Epifanes Flatblack is a very matte black paint. This can be used both inside and outside. This matte lacquer of 10% gloss looks great for a modern look. In addition, it can also be used on stairs, railings or facades.


4.      Epifanes Poly-Urethane Yacht Paint

This two-component paint is standard available in 24 modern shades. It is also possible to order special mixes , i.e. RAL, in both gloss and satin.

With the correct primer, this is the strongest topcoat, but also the more demanding paint for the processor. With this lacquer a protecting mask should be worn during processing.




Step 6: Planning

 Planning is essential for a good end result. Make a paint schedule that is duable under current working conditions. Drying times increase when it is colder. So always take this information in account when you make a schedule.

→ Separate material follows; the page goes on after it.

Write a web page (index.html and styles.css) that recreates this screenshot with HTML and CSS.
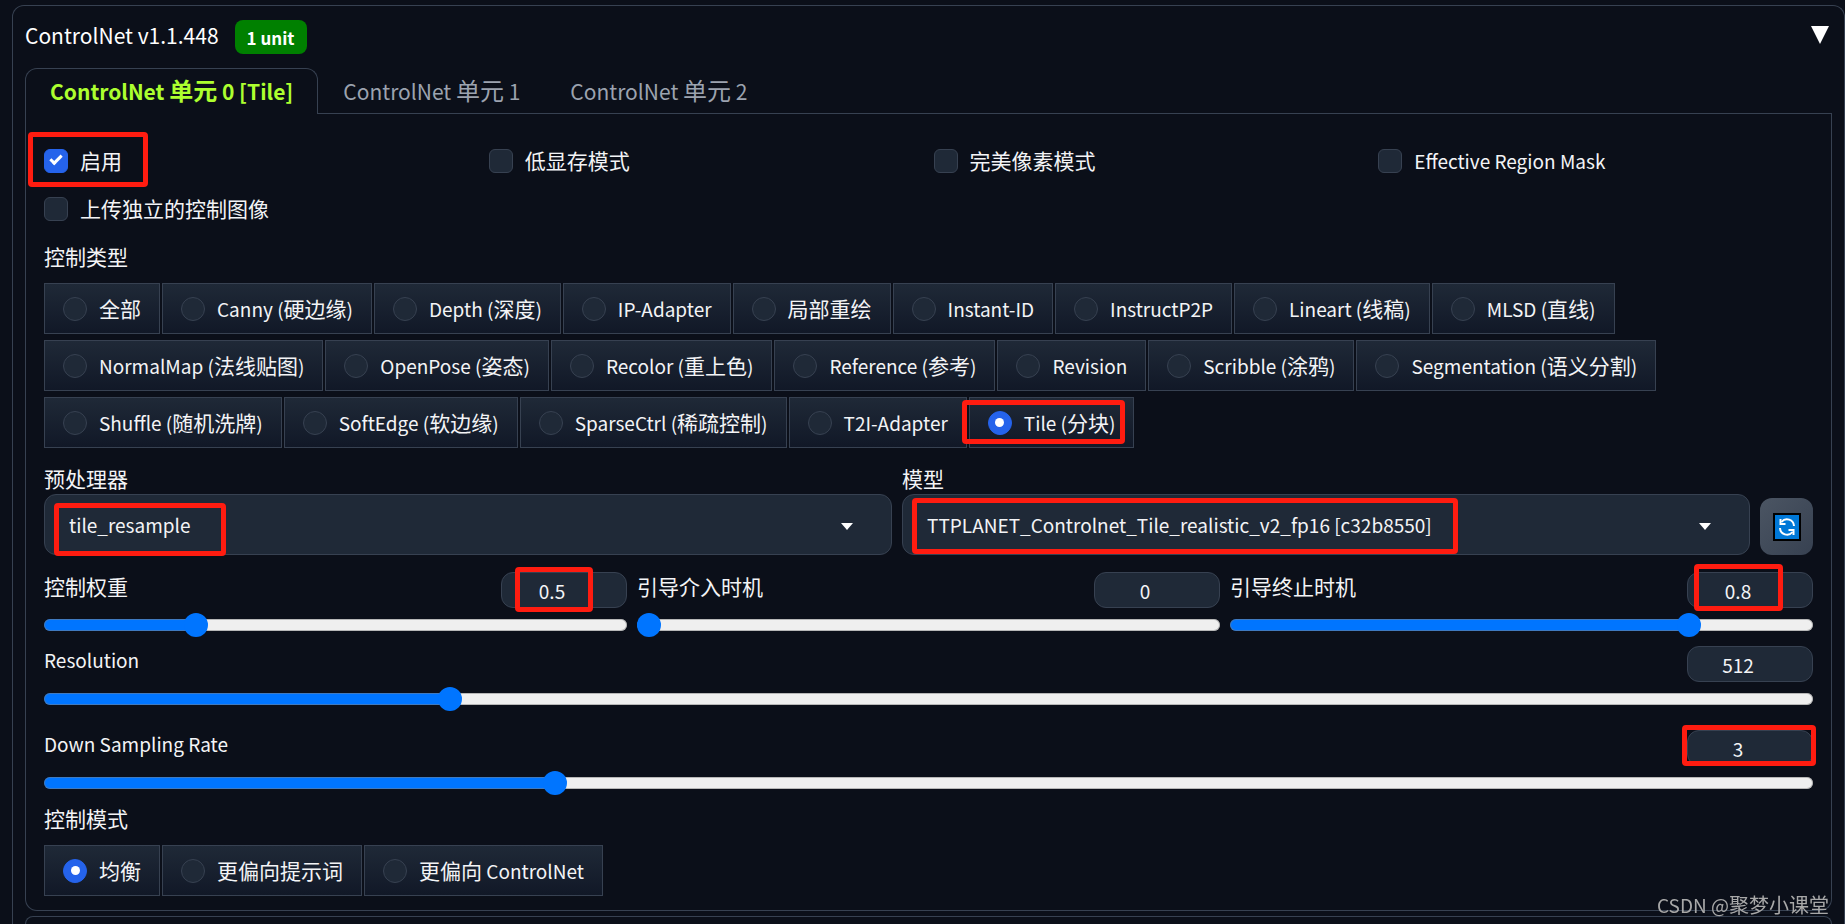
FILE: index.html
```html
<!DOCTYPE html>
<html lang="zh-CN">
<head>
    <meta charset="UTF-8">
    <meta name="viewport" content="width=device-width, initial-scale=1.0">
    <title>ControlNet</title>
    <link rel="stylesheet" href="styles.css">
</head>
<body>
    <main class="accordion">
        <header class="accordion-head">
            <h1 class="title">ControlNet v1.1.448</h1>
            <span class="badge">1 unit</span>
            <button class="toggle" type="button" aria-label="折叠">
                <svg width="18" height="18" viewBox="0 0 18 18"><polygon points="0,0 18,0 9,18" fill="#fff"/></svg>
            </button>
        </header>

        <nav class="tabs">
            <button type="button" class="tab selected">ControlNet <span class="cn">单元</span> 0 [Tile]</button>
            <button type="button" class="tab">ControlNet <span class="cn">单元</span> 1</button>
            <button type="button" class="tab">ControlNet <span class="cn">单元</span> 2</button>
        </nav>

        <section class="unit">
            <div class="checks">
                <label class="check"><input type="checkbox" checked><span class="cn">启用</span><i class="mark mark-enable"></i></label>
                <label class="check"><input type="checkbox"><span class="cn">低显存模式</span></label>
                <label class="check"><input type="checkbox"><span class="cn">完美像素模式</span></label>
                <label class="check"><input type="checkbox"><span>Effective Region Mask</span></label>
                <label class="check"><input type="checkbox"><span class="cn">上传独立的控制图像</span></label>
            </div>

            <div class="group">
                <div class="caption cn" id="type-label">控制类型</div>
                <div class="radios" role="radiogroup" aria-labelledby="type-label">
                    <label class="radio"><input type="radio" name="type"><span><span class="cn">全部</span></span></label>
                    <label class="radio"><input type="radio" name="type"><span>Canny (<span class="cn">硬边缘</span>)</span></label>
                    <label class="radio"><input type="radio" name="type"><span>Depth (<span class="cn">深度</span>)</span></label>
                    <label class="radio"><input type="radio" name="type"><span>IP-Adapter</span></label>
                    <label class="radio"><input type="radio" name="type"><span><span class="cn">局部重绘</span></span></label>
                    <label class="radio"><input type="radio" name="type"><span>Instant-ID</span></label>
                    <label class="radio"><input type="radio" name="type"><span>InstructP2P</span></label>
                    <label class="radio"><input type="radio" name="type"><span>Lineart (<span class="cn">线稿</span>)</span></label>
                    <label class="radio"><input type="radio" name="type"><span>MLSD (<span class="cn">直线</span>)</span></label>
                    <label class="radio"><input type="radio" name="type"><span>NormalMap (<span class="cn">法线贴图</span>)</span></label>
                    <label class="radio"><input type="radio" name="type"><span>OpenPose (<span class="cn">姿态</span>)</span></label>
                    <label class="radio"><input type="radio" name="type"><span>Recolor (<span class="cn">重上色</span>)</span></label>
                    <label class="radio"><input type="radio" name="type"><span>Reference (<span class="cn">参考</span>)</span></label>
                    <label class="radio"><input type="radio" name="type"><span>Revision</span></label>
                    <label class="radio"><input type="radio" name="type"><span>Scribble (<span class="cn">涂鸦</span>)</span></label>
                    <label class="radio"><input type="radio" name="type"><span>Segmentation (<span class="cn">语义分割</span>)</span></label>
                    <label class="radio"><input type="radio" name="type"><span>Shuffle (<span class="cn">随机洗牌</span>)</span></label>
                    <label class="radio"><input type="radio" name="type"><span>SoftEdge (<span class="cn">软边缘</span>)</span></label>
                    <label class="radio"><input type="radio" name="type"><span>SparseCtrl (<span class="cn">稀疏控制</span>)</span></label>
                    <label class="radio"><input type="radio" name="type"><span>T2I-Adapter</span></label>
                    <label class="radio"><input type="radio" name="type" checked><span>Tile (<span class="cn">分块</span>)</span><i class="mark mark-tile"></i></label>
                </div>
            </div>

            <div class="models">
                <div class="field">
                    <label class="cn" for="module">预处理器</label>
                    <div class="dropdown">
                        <select id="module"><option>tile_resample</option></select>
                        <svg class="caret" width="12" height="7" viewBox="0 0 12 7"><polygon points="0,0 12,0 6,7" fill="#fff"/></svg>
                        <i class="mark mark-module"></i>
                    </div>
                </div>
                <div class="field">
                    <label class="cn" for="model">模型</label>
                    <div class="dropdown">
                        <select id="model"><option>TTPLANET_Controlnet_Tile_realistic_v2_fp16 [c32b8550]</option></select>
                        <svg class="caret" width="12" height="7" viewBox="0 0 12 7"><polygon points="0,0 12,0 6,7" fill="#fff"/></svg>
                        <i class="mark mark-model"></i>
                    </div>
                </div>
                <button class="refresh" type="button" aria-label="刷新">
                    <svg width="28" height="28" viewBox="0 0 28 28">
                        <rect x="1" y="1" width="26" height="26" fill="#0078d7" stroke="#000" stroke-width="2"/>
                        <g fill="none" stroke="#fff" stroke-width="2">
                            <path d="M7 15a7 7 0 0 0 12.500 4"/>
                            <path d="M21 13a7 7 0 0 0-12.500-4"/>
                            <path d="M7.500 6v5h5M20.500 22v-5h-5"/>
                        </g>
                    </svg>
                </button>
            </div>

            <div class="sliders">
                <div class="slider">
                    <div class="slider-head">
                        <label class="cn" for="weight">控制权重</label>
                        <span class="number"><input type="number" value="0.5" step="0.05" aria-label="控制权重"><i class="mark mark-weight"></i></span>
                    </div>
                    <input type="range" id="weight" min="0" max="2" step="0.05" value="0.5" style="--fill: 0.25">
                </div>
                <div class="slider">
                    <div class="slider-head">
                        <label class="cn" for="start">引导介入时机</label>
                        <span class="number"><input type="number" value="0" step="0.01" aria-label="引导介入时机"></span>
                    </div>
                    <input type="range" id="start" min="0" max="1" step="0.01" value="0" style="--fill: 0">
                </div>
                <div class="slider">
                    <div class="slider-head">
                        <label class="cn" for="end">引导终止时机</label>
                        <span class="number"><input type="number" value="0.8" step="0.01" aria-label="引导终止时机"><i class="mark mark-end"></i></span>
                    </div>
                    <input type="range" id="end" min="0" max="1" step="0.01" value="0.8" style="--fill: 0.8">
                </div>
            </div>

            <div class="slider resolution">
                <div class="slider-head">
                    <label for="resolution">Resolution</label>
                    <span class="number"><input type="number" value="512" aria-label="Resolution"></span>
                </div>
                <input type="range" id="resolution" min="64" max="2048" step="8" value="512" style="--fill: 0.2258">
            </div>

            <div class="slider sampling">
                <div class="slider-head">
                    <label for="sampling">Down Sampling Rate</label>
                    <span class="number"><input type="number" value="3" aria-label="Down Sampling Rate"><i class="mark mark-sampling"></i></span>
                </div>
                <input type="range" id="sampling" min="1" max="8" step="1" value="3" style="--fill: 0.2857">
            </div>

            <div class="group mode">
                <div class="caption cn" id="mode-label">控制模式</div>
                <div class="radios" role="radiogroup" aria-labelledby="mode-label">
                    <label class="radio"><input type="radio" name="mode" checked><span><span class="cn">均衡</span></span></label>
                    <label class="radio"><input type="radio" name="mode"><span><span class="cn">更偏向提示词</span></span></label>
                    <label class="radio"><input type="radio" name="mode"><span><span class="cn">更偏向</span> ControlNet</span></label>
                </div>
            </div>
        </section>

        <section class="next-panel"></section>
    </main>
    <div class="watermark">CSDN @<span class="cn">聚梦小课堂</span></div>

    <script>
        document.querySelectorAll('input[type=range]').forEach(function(range){
            var number = range.parentNode.querySelector('input[type=number]')
            range.addEventListener('input', function(){
                range.style.setProperty('--fill', (range.value - range.min) / (range.max - range.min))
                number.value = range.value
            })
        })
    </script>
</body>
</html>
```

FILE: styles.css
```css
*{
    box-sizing: border-box;
}
body{
    margin: 0;
    min-height: 100vh;
    display: flex;
    background-color: #0b0f19;
    color: #f3f4f6;
    font-family: "Noto Sans CJK SC", "Noto Sans", sans-serif;
    font-size: 19px;
    line-height: 31px;
}
button, input, select{
    font: inherit;
    color: inherit;
    margin: 0;
}
.cn{
    font-size: 21px;
}
span.cn{
    line-height: 1;
}

/* accordion */
.accordion{
    flex: 1;
    display: flex;
    flex-direction: column;
    margin: 5px 0 0 12px;
    padding: 14px 12px 0;
    border: 1px solid #374151;
    border-bottom: 0;
    border-radius: 12px 12px 0 0;
}
.accordion-head{
    display: flex;
    align-items: flex-start;
    gap: 16px;
    margin-bottom: 14px;
}
.title{
    margin: 0;
    font-size: 21px;
    font-weight: 400;
    line-height: 30px;
    color: #fff;
}
.badge{
    padding: 2px 12px 1px;
    border-radius: 8px;
    background-color: green;
    color: #fff;
    font-size: 17px;
    font-weight: 700;
}
.toggle{
    display: flex;
    margin-left: auto;
    padding: 6px 3px;
    border: 0;
    background: none;
}

/* tabs */
.tabs{
    display: flex;
    border-bottom: 1px solid #374151;
}
.tab{
    margin-bottom: -1px;
    padding: 7px 24px;
    border: 1px solid transparent;
    border-bottom: 0;
    border-radius: 12px 12px 0 0;
    background: none;
    color: #9ca3af;
    font-size: 21px;
}
.tab .cn{
    font-size: 24px;
}
.tab.selected{
    border-color: #374151;
    background-color: #0b0f19;
    color: greenyellow;
    font-weight: 600;
}

.unit{
    padding: 31px 18px 14px;
    border: 1px solid #374151;
    border-top: 0;
    border-radius: 0 0 12px 12px;
}
.next-panel{
    flex: 1;
    min-height: 7px;
    margin-top: 5px;
    border: 1px solid #374151;
    border-bottom: 0;
    border-radius: 12px 12px 0 0;
}

/* check boxes and radios */
.checks{
    display: grid;
    grid-template-columns: repeat(4, 1fr);
    grid-auto-rows: 31px;
    gap: 17px 10px;
}
.check, .radio{
    position: relative;
    display: flex;
    align-items: center;
    gap: 12px;
}
.check input, .radio input{
    appearance: none;
    flex: none;
    display: grid;
    place-items: center;
    width: 24px;
    height: 24px;
    border: 1px solid #374151;
    border-radius: 6px;
    background-color: #1f2937;
}
.check input:checked, .radio input:checked{
    border-color: #2563eb;
    background-color: #2563eb;
}
.check input:checked::before{
    content: "";
    width: 9px;
    height: 4px;
    border: solid #fff;
    border-width: 0 0 3px 3px;
    transform: translateY(-2px) rotate(-45deg);
}
.radio input{
    border-radius: 50%;
}
.radio input:checked::before{
    content: "";
    width: 9px;
    height: 9px;
    border-radius: 50%;
    background-color: #fff;
}
.group{
    margin-top: 17px;
}
.caption{
    margin-bottom: 11px;
}
.radios{
    display: flex;
    flex-wrap: wrap;
    gap: 6px 2px;
}
.radio{
    padding: 9px 18px;
    border: 1px solid #374151;
    background-image: linear-gradient(#1f2937, #111827);
}

/* dropdowns */
.models{
    display: flex;
    align-items: flex-end;
    gap: 10px;
    margin-top: 15px;
}
.field{
    flex: 1;
    min-width: 0;
}
.field label{
    display: block;
}
.dropdown{
    position: relative;
    height: 61px;
}
.dropdown select{
    appearance: none;
    display: block;
    width: 100%;
    height: 100%;
    padding: 0 60px 0 24px;
    border: 1px solid #374151;
    border-radius: 12px;
    background-color: #1f2937;
}
.caret{
    position: absolute;
    right: 39px;
    top: 29px;
    pointer-events: none;
}
.refresh{
    display: grid;
    place-items: center;
    width: 53px;
    height: 57px;
    padding: 0;
    border: 0;
    border-radius: 12px;
    background-image: linear-gradient(to bottom right, #4b5563, #374151);
}

/* sliders */
.sliders{
    display: flex;
    gap: 10px;
    margin-top: 17px;
}
.slider{
    flex: 1;
}
.slider-head{
    display: flex;
    justify-content: space-between;
    margin-bottom: 5px;
    line-height: 28px;
}
.number{
    position: relative;
    width: 126px;
    height: 36px;
}
.number input{
    appearance: textfield;
    display: block;
    width: 100%;
    height: 100%;
    padding: 0 34px 0 10px;
    border: 1px solid #374151;
    border-radius: 12px;
    background-color: #1f2937;
    text-align: center;
}
.number input::-webkit-inner-spin-button{
    display: none;
}
input[type=range]{
    appearance: none;
    display: block;
    width: 100%;
    height: 24px;
    background: none;
}
input[type=range]::-webkit-slider-runnable-track{
    height: 12px;
    border-radius: 6px;
    box-shadow: inset 0 0 0 1px rgba(128, 128, 128, 0.5);
    background: linear-gradient(to right, #0075ff calc(12px + (100% - 24px) * var(--fill)), #efefef 0);
}
input[type=range]::-webkit-slider-thumb{
    appearance: none;
    width: 24px;
    height: 24px;
    margin-top: -6px;
    border-radius: 50%;
    background-color: #0075ff;
}
.resolution{
    margin-top: 9px;
}
.sampling{
    margin-top: 19px;
}
.mode{
    margin-top: 8px;
}

/* red highlight frames */
.mark{
    position: absolute;
    border: 5px solid #ff1c10;
    border-radius: 4px;
    pointer-events: none;
}
.mark-enable{
    left: -16px;
    top: -13px;
    width: 120px;
    height: 55px;
}
.mark-tile{
    inset: 2px 8px 3px -8px;
}
.mark-module{
    left: 10px;
    top: 9px;
    width: 172px;
    height: 53px;
}
.mark-model{
    left: 10px;
    top: 4px;
    width: 546px;
    height: 56px;
}
.mark-weight{
    inset: -5px 34px -4px 14px;
}
.mark-end{
    inset: -8px 30px -3px 7px;
}
.mark-sampling{
    inset: -5px -3px 0 -5px;
}

.watermark{
    position: fixed;
    right: 16px;
    bottom: 4px;
    color: #a8a8a8;
    font-size: 19px;
}
.watermark .cn{
    font-size: 20px;
}
```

On bare steel, the first (25% thinned) primer coat should be applied as soon as possible to seal the steel against rust. If this is not done, you have to sand again to remove fly rust.


Step 7: Expect a setback.

Even if all the preparations have been made properly and the planning is more than adequate, assume that something could go wrong. Do not be put off by this, but try to solve the problem immediately. This prevents you from doing unnecessary work. It would be even more annoying if the paint detaches from the substrate because you have not solved the problem. Then it will only take even more time.


Step 8: Enjoy painting!

Preparing and painting takes time and energy. Still, a painting job can make you feel relaxed. Especially when the job is done, the end result can make you feel good and proud. If you follow the above steps properly, you will definitely achieve a top result!